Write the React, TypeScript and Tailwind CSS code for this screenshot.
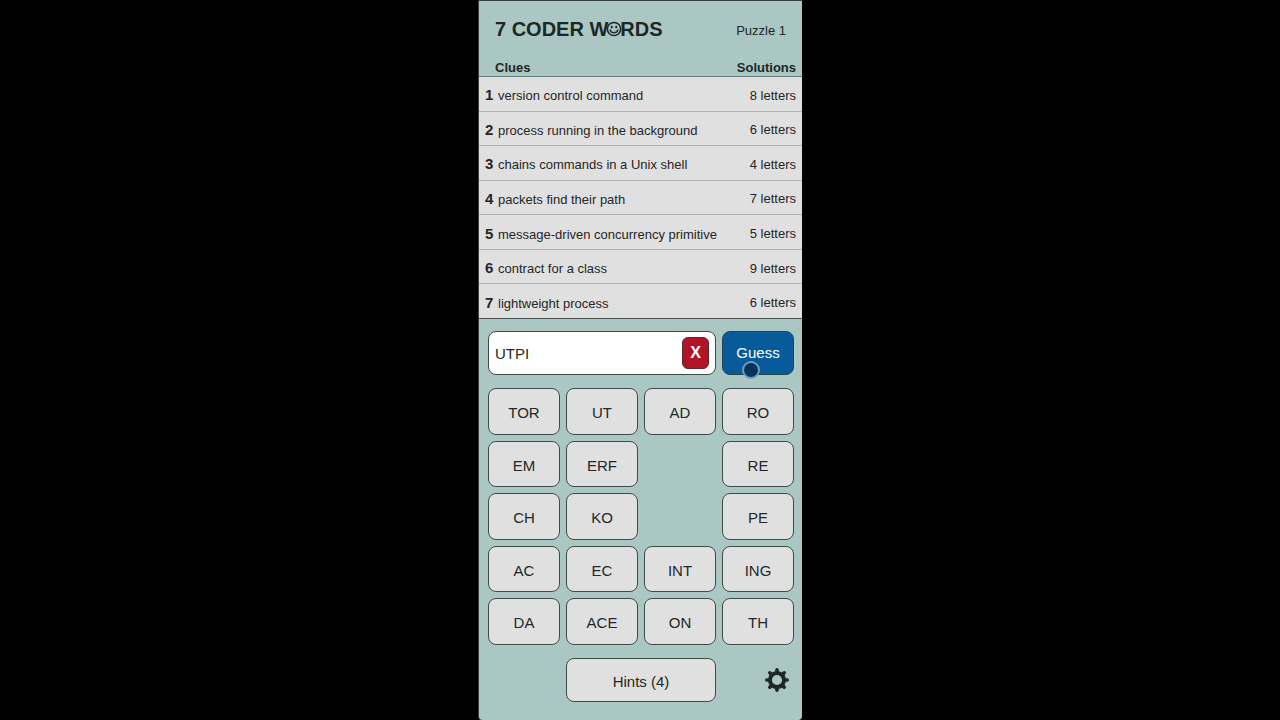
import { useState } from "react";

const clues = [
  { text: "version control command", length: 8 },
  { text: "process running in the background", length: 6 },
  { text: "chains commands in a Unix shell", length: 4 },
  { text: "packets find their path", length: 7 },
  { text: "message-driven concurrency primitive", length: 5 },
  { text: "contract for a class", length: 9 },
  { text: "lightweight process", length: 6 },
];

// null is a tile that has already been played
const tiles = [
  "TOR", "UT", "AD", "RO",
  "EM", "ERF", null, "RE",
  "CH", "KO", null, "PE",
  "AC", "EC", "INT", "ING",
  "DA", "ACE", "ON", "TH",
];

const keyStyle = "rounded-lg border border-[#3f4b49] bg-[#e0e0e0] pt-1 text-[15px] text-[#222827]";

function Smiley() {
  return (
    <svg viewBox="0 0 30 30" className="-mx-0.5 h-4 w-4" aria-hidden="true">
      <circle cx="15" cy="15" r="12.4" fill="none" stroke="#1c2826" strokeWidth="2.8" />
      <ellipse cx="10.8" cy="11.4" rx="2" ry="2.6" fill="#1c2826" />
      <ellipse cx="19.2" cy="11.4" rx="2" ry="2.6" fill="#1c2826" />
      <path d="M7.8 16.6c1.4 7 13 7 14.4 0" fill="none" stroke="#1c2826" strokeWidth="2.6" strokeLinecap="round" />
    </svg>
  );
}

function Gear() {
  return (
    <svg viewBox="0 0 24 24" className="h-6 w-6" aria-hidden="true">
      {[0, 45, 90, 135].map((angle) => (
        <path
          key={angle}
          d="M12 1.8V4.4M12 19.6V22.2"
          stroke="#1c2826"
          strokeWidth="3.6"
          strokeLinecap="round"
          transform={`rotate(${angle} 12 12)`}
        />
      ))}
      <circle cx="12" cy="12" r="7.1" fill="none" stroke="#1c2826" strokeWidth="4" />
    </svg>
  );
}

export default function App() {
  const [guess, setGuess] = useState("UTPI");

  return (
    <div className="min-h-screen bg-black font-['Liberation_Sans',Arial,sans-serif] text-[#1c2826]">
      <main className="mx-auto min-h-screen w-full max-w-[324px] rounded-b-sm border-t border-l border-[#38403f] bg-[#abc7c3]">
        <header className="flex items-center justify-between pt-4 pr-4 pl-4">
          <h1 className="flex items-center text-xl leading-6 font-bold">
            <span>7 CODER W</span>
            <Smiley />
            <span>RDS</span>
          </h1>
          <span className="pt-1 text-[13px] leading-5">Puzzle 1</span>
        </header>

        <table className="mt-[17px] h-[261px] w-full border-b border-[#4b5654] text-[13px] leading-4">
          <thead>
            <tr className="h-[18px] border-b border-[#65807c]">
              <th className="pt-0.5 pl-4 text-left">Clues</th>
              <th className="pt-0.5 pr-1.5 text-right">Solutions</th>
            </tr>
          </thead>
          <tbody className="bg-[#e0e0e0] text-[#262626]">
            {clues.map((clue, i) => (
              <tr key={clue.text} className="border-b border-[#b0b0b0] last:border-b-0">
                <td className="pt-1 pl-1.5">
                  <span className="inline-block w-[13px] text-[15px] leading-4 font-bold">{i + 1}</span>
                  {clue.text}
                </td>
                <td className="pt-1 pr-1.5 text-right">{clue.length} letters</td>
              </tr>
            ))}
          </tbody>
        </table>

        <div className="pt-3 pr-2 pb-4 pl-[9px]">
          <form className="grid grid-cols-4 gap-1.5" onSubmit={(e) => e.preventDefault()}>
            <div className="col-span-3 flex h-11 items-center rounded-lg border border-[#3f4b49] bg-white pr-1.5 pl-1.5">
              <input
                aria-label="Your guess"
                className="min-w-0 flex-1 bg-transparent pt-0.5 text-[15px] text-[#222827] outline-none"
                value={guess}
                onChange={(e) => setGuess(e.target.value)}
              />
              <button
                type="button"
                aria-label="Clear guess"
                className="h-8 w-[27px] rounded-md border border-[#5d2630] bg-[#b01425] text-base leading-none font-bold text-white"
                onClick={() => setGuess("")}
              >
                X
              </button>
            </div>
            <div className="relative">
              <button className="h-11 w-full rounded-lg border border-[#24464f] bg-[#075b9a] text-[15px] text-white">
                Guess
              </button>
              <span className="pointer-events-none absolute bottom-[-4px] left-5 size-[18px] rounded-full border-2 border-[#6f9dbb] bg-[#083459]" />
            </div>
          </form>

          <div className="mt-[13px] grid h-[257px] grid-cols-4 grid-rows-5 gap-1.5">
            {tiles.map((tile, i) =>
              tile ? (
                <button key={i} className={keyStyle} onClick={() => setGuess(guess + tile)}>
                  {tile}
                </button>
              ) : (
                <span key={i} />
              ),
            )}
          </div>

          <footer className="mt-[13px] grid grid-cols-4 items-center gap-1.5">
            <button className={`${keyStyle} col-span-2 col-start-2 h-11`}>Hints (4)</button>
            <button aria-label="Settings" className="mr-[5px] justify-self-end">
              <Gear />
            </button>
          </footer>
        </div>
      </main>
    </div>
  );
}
++++++
[DIRECTION] Restate the data above exactly, stripping out each image.

[TASK RESULT]
Write the React, TypeScript and Tailwind CSS code for this screenshot.
import { useState } from "react";

const clues = [
  { text: "version control command", length: 8 },
  { text: "process running in the background", length: 6 },
  { text: "chains commands in a Unix shell", length: 4 },
  { text: "packets find their path", length: 7 },
  { text: "message-driven concurrency primitive", length: 5 },
  { text: "contract for a class", length: 9 },
  { text: "lightweight process", length: 6 },
];

// null is a tile that has already been played
const tiles = [
  "TOR", "UT", "AD", "RO",
  "EM", "ERF", null, "RE",
  "CH", "KO", null, "PE",
  "AC", "EC", "INT", "ING",
  "DA", "ACE", "ON", "TH",
];

const keyStyle = "rounded-lg border border-[#3f4b49] bg-[#e0e0e0] pt-1 text-[15px] text-[#222827]";

function Smiley() {
  return (
    <svg viewBox="0 0 30 30" className="-mx-0.5 h-4 w-4" aria-hidden="true">
      <circle cx="15" cy="15" r="12.4" fill="none" stroke="#1c2826" strokeWidth="2.8" />
      <ellipse cx="10.8" cy="11.4" rx="2" ry="2.6" fill="#1c2826" />
      <ellipse cx="19.2" cy="11.4" rx="2" ry="2.6" fill="#1c2826" />
      <path d="M7.8 16.6c1.4 7 13 7 14.4 0" fill="none" stroke="#1c2826" strokeWidth="2.6" strokeLinecap="round" />
    </svg>
  );
}

function Gear() {
  return (
    <svg viewBox="0 0 24 24" className="h-6 w-6" aria-hidden="true">
      {[0, 45, 90, 135].map((angle) => (
        <path
          key={angle}
          d="M12 1.8V4.4M12 19.6V22.2"
          stroke="#1c2826"
          strokeWidth="3.6"
          strokeLinecap="round"
          transform={`rotate(${angle} 12 12)`}
        />
      ))}
      <circle cx="12" cy="12" r="7.1" fill="none" stroke="#1c2826" strokeWidth="4" />
    </svg>
  );
}

export default function App() {
  const [guess, setGuess] = useState("UTPI");

  return (
    <div className="min-h-screen bg-black font-['Liberation_Sans',Arial,sans-serif] text-[#1c2826]">
      <main className="mx-auto min-h-screen w-full max-w-[324px] rounded-b-sm border-t border-l border-[#38403f] bg-[#abc7c3]">
        <header className="flex items-center justify-between pt-4 pr-4 pl-4">
          <h1 className="flex items-center text-xl leading-6 font-bold">
            <span>7 CODER W</span>
            <Smiley />
            <span>RDS</span>
          </h1>
          <span className="pt-1 text-[13px] leading-5">Puzzle 1</span>
        </header>

        <table className="mt-[17px] h-[261px] w-full border-b border-[#4b5654] text-[13px] leading-4">
          <thead>
            <tr className="h-[18px] border-b border-[#65807c]">
              <th className="pt-0.5 pl-4 text-left">Clues</th>
              <th className="pt-0.5 pr-1.5 text-right">Solutions</th>
            </tr>
          </thead>
          <tbody className="bg-[#e0e0e0] text-[#262626]">
            {clues.map((clue, i) => (
              <tr key={clue.text} className="border-b border-[#b0b0b0] last:border-b-0">
                <td className="pt-1 pl-1.5">
                  <span className="inline-block w-[13px] text-[15px] leading-4 font-bold">{i + 1}</span>
                  {clue.text}
                </td>
                <td className="pt-1 pr-1.5 text-right">{clue.length} letters</td>
              </tr>
            ))}
          </tbody>
        </table>

        <div className="pt-3 pr-2 pb-4 pl-[9px]">
          <form className="grid grid-cols-4 gap-1.5" onSubmit={(e) => e.preventDefault()}>
            <div className="col-span-3 flex h-11 items-center rounded-lg border border-[#3f4b49] bg-white pr-1.5 pl-1.5">
              <input
                aria-label="Your guess"
                className="min-w-0 flex-1 bg-transparent pt-0.5 text-[15px] text-[#222827] outline-none"
                value={guess}
                onChange={(e) => setGuess(e.target.value)}
              />
              <button
                type="button"
                aria-label="Clear guess"
                className="h-8 w-[27px] rounded-md border border-[#5d2630] bg-[#b01425] text-base leading-none font-bold text-white"
                onClick={() => setGuess("")}
              >
                X
              </button>
            </div>
            <div className="relative">
              <button className="h-11 w-full rounded-lg border border-[#24464f] bg-[#075b9a] text-[15px] text-white">
                Guess
              </button>
              <span className="pointer-events-none absolute bottom-[-4px] left-5 size-[18px] rounded-full border-2 border-[#6f9dbb] bg-[#083459]" />
            </div>
          </form>

          <div className="mt-[13px] grid h-[257px] grid-cols-4 grid-rows-5 gap-1.5">
            {tiles.map((tile, i) =>
              tile ? (
                <button key={i} className={keyStyle} onClick={() => setGuess(guess + tile)}>
                  {tile}
                </button>
              ) : (
                <span key={i} />
              ),
            )}
          </div>

          <footer className="mt-[13px] grid grid-cols-4 items-center gap-1.5">
            <button className={`${keyStyle} col-span-2 col-start-2 h-11`}>Hints (4)</button>
            <button aria-label="Settings" className="mr-[5px] justify-self-end">
              <Gear />
            </button>
          </footer>
        </div>
      </main>
    </div>
  );
}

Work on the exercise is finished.